Objective, Absolute and Hue-aware Metrics for Intrinsic Image Decomposition on Real-World Scenes: A Proof of Concept

TL;DR

This paper tackles the challenge of evaluating intrinsic image decomposition (IID) on real-world scenes by eliminating reliance on subjective ground-truth judgments. It introduces an objective pipeline that derives albedo from hyperspectral reflectance and LiDAR intensity, yielding absolute, hue-aware IID assessments, and optionally densifies sparse albedo maps using a spectral similarity dictionary. In a laboratory proof-of-concept with a color board, the method achieves a CIEDE2000 error of $6.75$ and a luminance correlation of $0.981$ with ground truth, outperforming RGB-based and several IID baselines. The approach provides a practical framework for objective IID evaluation and dense albedo estimation, enabling more reliable benchmarking and potential use in model training, with future work extending to more complex scenes.

Abstract

Intrinsic image decomposition (IID) is the task of separating an image into albedo and shade. In real-world scenes, it is difficult to quantitatively assess IID quality due to the unavailability of ground truth. The existing method provides the relative reflection intensities based on human-judged annotations. However, these annotations have challenges in subjectivity, relative evaluation, and hue non-assessment.
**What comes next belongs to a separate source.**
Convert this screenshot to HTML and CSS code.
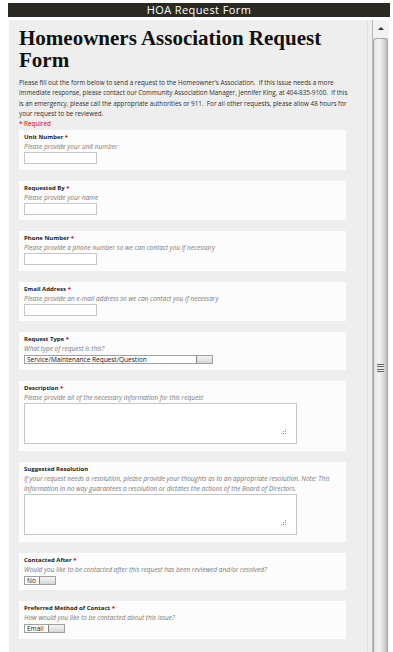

To address these, we propose a concept of quantitative evaluation with a calculated albedo from a hyperspectral imaging and light detection and ranging (LiDAR) intensity. Additionally, we introduce an optional albedo densification approach based on spectral similarity. This paper conducted a concept verification in a laboratory environment, and suggested the feasibility of an objective, absolute, and hue-aware assessment. (This paper is accepted by IEEE ICIP 2025. )

Figures (7)

• Figure 1: (a) The existing method relies on human-judged annotations of relative reflectance, suffering from subjectivity, relative evaluation, and hue non-assessment. (b) our method evaluates IID quality with calculated albedo from hyperspectral images and LiDAR intensity, achieving objectivity, absolute-value evaluation, and hue-awareness. Optionally, the calculated albedo can be densified by spectral similarity algorithms.
• Figure 2: (a) RGB image contains white line and cast shadows due to passive sensing. (b) LiDAR depth map dose not contain the white line and cast shadows. On the other hand, (c) LiDAR intensity contains white line while eliminating the cast shadows due to its active sensing.
• Figure 3: Illustration of the proposed albedo densification method based on hyperspectral images. Step (1) is pre-processing to extract pixels with albedo values and prepare dictionary. Step (2) to (4) constitute the densification process: (2) use spectral data without albedo as query, (3) calculate similarity, and (4) assign densified albedo values. The spectral signatures represent that of each pixel.
• Figure 4: Experimental setup. Hyperspectral camera, LiDAR, and color board are prepared to obtain experimental data. To illuminate the board, we use an artificial light source. Additionally, a T-shaped object is placed between the light source and the color board to create cast shadows.
• Figure 5: Comparison between (a) WHDR annotation and (b) our proposed evaluation, by plotting color differences within the color board image. WHDR relies on human-judged annotations, leading to subjectivity and discrete-value evaluation. In contrast, ours computes albedo from hyperspectral images and LiDAR intensity, providing objective and continuous-value evaluation. Furthermore, compared to the RGB image, our albedo plots align closely with the ground truth, forming an almost straight line.